─── Data extract

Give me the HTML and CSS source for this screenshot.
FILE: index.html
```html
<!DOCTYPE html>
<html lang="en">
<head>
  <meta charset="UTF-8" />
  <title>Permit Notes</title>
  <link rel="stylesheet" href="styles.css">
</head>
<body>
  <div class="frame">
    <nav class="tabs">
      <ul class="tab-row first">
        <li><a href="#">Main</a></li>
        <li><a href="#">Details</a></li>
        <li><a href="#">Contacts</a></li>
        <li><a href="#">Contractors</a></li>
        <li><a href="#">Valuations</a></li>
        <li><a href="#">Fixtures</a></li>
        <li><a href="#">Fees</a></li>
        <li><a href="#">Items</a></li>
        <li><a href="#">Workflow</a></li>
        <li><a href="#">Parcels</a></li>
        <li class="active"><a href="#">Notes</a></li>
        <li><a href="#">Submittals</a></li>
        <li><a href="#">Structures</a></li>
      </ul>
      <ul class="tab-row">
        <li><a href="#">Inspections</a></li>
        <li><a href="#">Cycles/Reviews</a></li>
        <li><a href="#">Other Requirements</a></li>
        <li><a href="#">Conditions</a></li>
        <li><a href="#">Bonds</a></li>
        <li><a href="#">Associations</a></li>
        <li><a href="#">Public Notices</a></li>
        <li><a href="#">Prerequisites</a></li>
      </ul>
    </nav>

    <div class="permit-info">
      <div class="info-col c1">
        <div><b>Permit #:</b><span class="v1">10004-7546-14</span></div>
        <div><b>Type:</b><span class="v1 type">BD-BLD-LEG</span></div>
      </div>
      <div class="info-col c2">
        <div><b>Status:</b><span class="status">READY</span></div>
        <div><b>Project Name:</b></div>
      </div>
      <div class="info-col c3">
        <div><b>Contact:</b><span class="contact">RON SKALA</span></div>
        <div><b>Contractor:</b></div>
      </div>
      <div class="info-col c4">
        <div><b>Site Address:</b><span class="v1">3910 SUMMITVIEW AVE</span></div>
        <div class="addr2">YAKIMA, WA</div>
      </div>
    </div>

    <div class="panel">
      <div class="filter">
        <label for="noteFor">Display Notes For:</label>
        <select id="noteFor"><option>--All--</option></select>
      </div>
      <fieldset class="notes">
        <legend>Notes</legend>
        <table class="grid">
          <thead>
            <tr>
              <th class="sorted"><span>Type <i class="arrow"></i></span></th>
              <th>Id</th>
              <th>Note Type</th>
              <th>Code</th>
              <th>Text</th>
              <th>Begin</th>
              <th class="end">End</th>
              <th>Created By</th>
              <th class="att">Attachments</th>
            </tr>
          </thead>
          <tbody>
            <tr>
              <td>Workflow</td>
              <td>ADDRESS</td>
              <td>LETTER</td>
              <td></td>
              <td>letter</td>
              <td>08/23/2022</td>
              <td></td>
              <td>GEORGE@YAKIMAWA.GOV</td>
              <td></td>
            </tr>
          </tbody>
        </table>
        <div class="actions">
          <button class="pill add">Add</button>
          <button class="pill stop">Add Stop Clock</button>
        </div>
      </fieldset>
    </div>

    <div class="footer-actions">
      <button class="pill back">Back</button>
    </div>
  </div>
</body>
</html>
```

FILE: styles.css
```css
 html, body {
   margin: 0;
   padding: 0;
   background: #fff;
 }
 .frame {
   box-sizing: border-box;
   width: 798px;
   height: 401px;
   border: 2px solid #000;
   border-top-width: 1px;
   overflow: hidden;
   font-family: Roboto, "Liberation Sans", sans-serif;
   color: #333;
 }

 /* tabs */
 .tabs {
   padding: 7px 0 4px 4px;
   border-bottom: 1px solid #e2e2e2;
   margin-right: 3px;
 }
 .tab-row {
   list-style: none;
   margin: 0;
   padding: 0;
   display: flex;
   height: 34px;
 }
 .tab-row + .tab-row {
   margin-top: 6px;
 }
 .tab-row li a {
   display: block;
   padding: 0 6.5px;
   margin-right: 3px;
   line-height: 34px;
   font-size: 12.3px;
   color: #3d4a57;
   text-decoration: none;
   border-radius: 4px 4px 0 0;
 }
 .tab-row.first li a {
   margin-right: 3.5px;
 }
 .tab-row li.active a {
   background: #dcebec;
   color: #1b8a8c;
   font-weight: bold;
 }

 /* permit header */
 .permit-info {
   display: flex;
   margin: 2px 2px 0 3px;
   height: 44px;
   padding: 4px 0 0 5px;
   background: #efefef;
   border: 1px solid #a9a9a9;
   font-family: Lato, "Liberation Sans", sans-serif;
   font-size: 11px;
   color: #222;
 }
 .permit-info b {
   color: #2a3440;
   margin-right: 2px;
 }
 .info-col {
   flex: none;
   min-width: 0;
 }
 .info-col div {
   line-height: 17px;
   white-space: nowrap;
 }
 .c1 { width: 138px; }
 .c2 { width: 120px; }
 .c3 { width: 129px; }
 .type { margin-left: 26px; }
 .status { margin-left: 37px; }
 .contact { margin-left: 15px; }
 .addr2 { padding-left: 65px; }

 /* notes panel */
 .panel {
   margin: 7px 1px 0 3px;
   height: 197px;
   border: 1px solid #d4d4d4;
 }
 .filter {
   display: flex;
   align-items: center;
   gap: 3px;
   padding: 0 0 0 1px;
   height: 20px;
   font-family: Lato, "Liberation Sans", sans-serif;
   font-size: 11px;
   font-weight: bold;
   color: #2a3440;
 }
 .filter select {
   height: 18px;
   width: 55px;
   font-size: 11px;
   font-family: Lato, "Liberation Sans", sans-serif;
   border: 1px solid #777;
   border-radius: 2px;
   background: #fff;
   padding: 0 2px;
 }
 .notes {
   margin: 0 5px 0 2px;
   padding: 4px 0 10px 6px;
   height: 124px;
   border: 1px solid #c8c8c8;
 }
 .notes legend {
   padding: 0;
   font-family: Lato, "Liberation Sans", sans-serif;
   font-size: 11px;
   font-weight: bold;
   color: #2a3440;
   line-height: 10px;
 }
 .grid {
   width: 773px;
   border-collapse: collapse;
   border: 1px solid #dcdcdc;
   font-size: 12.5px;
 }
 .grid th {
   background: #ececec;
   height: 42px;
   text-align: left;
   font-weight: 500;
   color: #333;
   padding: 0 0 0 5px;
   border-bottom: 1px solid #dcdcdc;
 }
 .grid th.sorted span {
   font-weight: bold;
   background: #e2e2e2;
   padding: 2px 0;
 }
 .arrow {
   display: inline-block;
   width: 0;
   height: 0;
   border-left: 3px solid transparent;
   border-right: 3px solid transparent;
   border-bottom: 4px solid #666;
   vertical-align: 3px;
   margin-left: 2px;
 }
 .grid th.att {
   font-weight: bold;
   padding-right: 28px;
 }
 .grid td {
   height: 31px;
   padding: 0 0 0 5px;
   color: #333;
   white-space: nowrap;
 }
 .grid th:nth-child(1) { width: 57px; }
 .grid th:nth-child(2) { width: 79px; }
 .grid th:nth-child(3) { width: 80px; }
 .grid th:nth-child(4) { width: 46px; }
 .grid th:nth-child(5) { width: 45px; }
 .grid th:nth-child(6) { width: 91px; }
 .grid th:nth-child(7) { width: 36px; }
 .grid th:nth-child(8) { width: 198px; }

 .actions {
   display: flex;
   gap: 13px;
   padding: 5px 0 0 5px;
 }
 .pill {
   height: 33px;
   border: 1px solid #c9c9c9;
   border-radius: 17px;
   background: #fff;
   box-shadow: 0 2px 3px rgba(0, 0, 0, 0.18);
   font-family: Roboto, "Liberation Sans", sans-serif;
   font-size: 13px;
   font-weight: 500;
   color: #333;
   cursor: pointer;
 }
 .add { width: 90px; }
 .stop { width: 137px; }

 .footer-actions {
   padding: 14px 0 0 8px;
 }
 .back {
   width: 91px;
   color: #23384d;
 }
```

──────

• _Required task_: Retype the material in full, character for character.

• _Correct answer_:
Give me the HTML and CSS source for this screenshot.
FILE: index.html
```html
<!DOCTYPE html>
<html lang="en">
<head>
  <meta charset="UTF-8" />
  <title>Permit Notes</title>
  <link rel="stylesheet" href="styles.css">
</head>
<body>
  <div class="frame">
    <nav class="tabs">
      <ul class="tab-row first">
        <li><a href="#">Main</a></li>
        <li><a href="#">Details</a></li>
        <li><a href="#">Contacts</a></li>
        <li><a href="#">Contractors</a></li>
        <li><a href="#">Valuations</a></li>
        <li><a href="#">Fixtures</a></li>
        <li><a href="#">Fees</a></li>
        <li><a href="#">Items</a></li>
        <li><a href="#">Workflow</a></li>
        <li><a href="#">Parcels</a></li>
        <li class="active"><a href="#">Notes</a></li>
        <li><a href="#">Submittals</a></li>
        <li><a href="#">Structures</a></li>
      </ul>
      <ul class="tab-row">
        <li><a href="#">Inspections</a></li>
        <li><a href="#">Cycles/Reviews</a></li>
        <li><a href="#">Other Requirements</a></li>
        <li><a href="#">Conditions</a></li>
        <li><a href="#">Bonds</a></li>
        <li><a href="#">Associations</a></li>
        <li><a href="#">Public Notices</a></li>
        <li><a href="#">Prerequisites</a></li>
      </ul>
    </nav>

    <div class="permit-info">
      <div class="info-col c1">
        <div><b>Permit #:</b><span class="v1">10004-7546-14</span></div>
        <div><b>Type:</b><span class="v1 type">BD-BLD-LEG</span></div>
      </div>
      <div class="info-col c2">
        <div><b>Status:</b><span class="status">READY</span></div>
        <div><b>Project Name:</b></div>
      </div>
      <div class="info-col c3">
        <div><b>Contact:</b><span class="contact">RON SKALA</span></div>
        <div><b>Contractor:</b></div>
      </div>
      <div class="info-col c4">
        <div><b>Site Address:</b><span class="v1">3910 SUMMITVIEW AVE</span></div>
        <div class="addr2">YAKIMA, WA</div>
      </div>
    </div>

    <div class="panel">
      <div class="filter">
        <label for="noteFor">Display Notes For:</label>
        <select id="noteFor"><option>--All--</option></select>
      </div>
      <fieldset class="notes">
        <legend>Notes</legend>
        <table class="grid">
          <thead>
            <tr>
              <th class="sorted"><span>Type <i class="arrow"></i></span></th>
              <th>Id</th>
              <th>Note Type</th>
              <th>Code</th>
              <th>Text</th>
              <th>Begin</th>
              <th class="end">End</th>
              <th>Created By</th>
              <th class="att">Attachments</th>
            </tr>
          </thead>
          <tbody>
            <tr>
              <td>Workflow</td>
              <td>ADDRESS</td>
              <td>LETTER</td>
              <td></td>
              <td>letter</td>
              <td>08/23/2022</td>
              <td></td>
              <td>GEORGE@YAKIMAWA.GOV</td>
              <td></td>
            </tr>
          </tbody>
        </table>
        <div class="actions">
          <button class="pill add">Add</button>
          <button class="pill stop">Add Stop Clock</button>
        </div>
      </fieldset>
    </div>

    <div class="footer-actions">
      <button class="pill back">Back</button>
    </div>
  </div>
</body>
</html>
```

FILE: styles.css
```css
 html, body {
   margin: 0;
   padding: 0;
   background: #fff;
 }
 .frame {
   box-sizing: border-box;
   width: 798px;
   height: 401px;
   border: 2px solid #000;
   border-top-width: 1px;
   overflow: hidden;
   font-family: Roboto, "Liberation Sans", sans-serif;
   color: #333;
 }

 /* tabs */
 .tabs {
   padding: 7px 0 4px 4px;
   border-bottom: 1px solid #e2e2e2;
   margin-right: 3px;
 }
 .tab-row {
   list-style: none;
   margin: 0;
   padding: 0;
   display: flex;
   height: 34px;
 }
 .tab-row + .tab-row {
   margin-top: 6px;
 }
 .tab-row li a {
   display: block;
   padding: 0 6.5px;
   margin-right: 3px;
   line-height: 34px;
   font-size: 12.3px;
   color: #3d4a57;
   text-decoration: none;
   border-radius: 4px 4px 0 0;
 }
 .tab-row.first li a {
   margin-right: 3.5px;
 }
 .tab-row li.active a {
   background: #dcebec;
   color: #1b8a8c;
   font-weight: bold;
 }

 /* permit header */
 .permit-info {
   display: flex;
   margin: 2px 2px 0 3px;
   height: 44px;
   padding: 4px 0 0 5px;
   background: #efefef;
   border: 1px solid #a9a9a9;
   font-family: Lato, "Liberation Sans", sans-serif;
   font-size: 11px;
   color: #222;
 }
 .permit-info b {
   color: #2a3440;
   margin-right: 2px;
 }
 .info-col {
   flex: none;
   min-width: 0;
 }
 .info-col div {
   line-height: 17px;
   white-space: nowrap;
 }
 .c1 { width: 138px; }
 .c2 { width: 120px; }
 .c3 { width: 129px; }
 .type { margin-left: 26px; }
 .status { margin-left: 37px; }
 .contact { margin-left: 15px; }
 .addr2 { padding-left: 65px; }

 /* notes panel */
 .panel {
   margin: 7px 1px 0 3px;
   height: 197px;
   border: 1px solid #d4d4d4;
 }
 .filter {
   display: flex;
   align-items: center;
   gap: 3px;
   padding: 0 0 0 1px;
   height: 20px;
   font-family: Lato, "Liberation Sans", sans-serif;
   font-size: 11px;
   font-weight: bold;
   color: #2a3440;
 }
 .filter select {
   height: 18px;
   width: 55px;
   font-size: 11px;
   font-family: Lato, "Liberation Sans", sans-serif;
   border: 1px solid #777;
   border-radius: 2px;
   background: #fff;
   padding: 0 2px;
 }
 .notes {
   margin: 0 5px 0 2px;
   padding: 4px 0 10px 6px;
   height: 124px;
   border: 1px solid #c8c8c8;
 }
 .notes legend {
   padding: 0;
   font-family: Lato, "Liberation Sans", sans-serif;
   font-size: 11px;
   font-weight: bold;
   color: #2a3440;
   line-height: 10px;
 }
 .grid {
   width: 773px;
   border-collapse: collapse;
   border: 1px solid #dcdcdc;
   font-size: 12.5px;
 }
 .grid th {
   background: #ececec;
   height: 42px;
   text-align: left;
   font-weight: 500;
   color: #333;
   padding: 0 0 0 5px;
   border-bottom: 1px solid #dcdcdc;
 }
 .grid th.sorted span {
   font-weight: bold;
   background: #e2e2e2;
   padding: 2px 0;
 }
 .arrow {
   display: inline-block;
   width: 0;
   height: 0;
   border-left: 3px solid transparent;
   border-right: 3px solid transparent;
   border-bottom: 4px solid #666;
   vertical-align: 3px;
   margin-left: 2px;
 }
 .grid th.att {
   font-weight: bold;
   padding-right: 28px;
 }
 .grid td {
   height: 31px;
   padding: 0 0 0 5px;
   color: #333;
   white-space: nowrap;
 }
 .grid th:nth-child(1) { width: 57px; }
 .grid th:nth-child(2) { width: 79px; }
 .grid th:nth-child(3) { width: 80px; }
 .grid th:nth-child(4) { width: 46px; }
 .grid th:nth-child(5) { width: 45px; }
 .grid th:nth-child(6) { width: 91px; }
 .grid th:nth-child(7) { width: 36px; }
 .grid th:nth-child(8) { width: 198px; }

 .actions {
   display: flex;
   gap: 13px;
   padding: 5px 0 0 5px;
 }
 .pill {
   height: 33px;
   border: 1px solid #c9c9c9;
   border-radius: 17px;
   background: #fff;
   box-shadow: 0 2px 3px rgba(0, 0, 0, 0.18);
   font-family: Roboto, "Liberation Sans", sans-serif;
   font-size: 13px;
   font-weight: 500;
   color: #333;
   cursor: pointer;
 }
 .add { width: 90px; }
 .stop { width: 137px; }

 .footer-actions {
   padding: 14px 0 0 8px;
 }
 .back {
   width: 91px;
   color: #23384d;
 }
```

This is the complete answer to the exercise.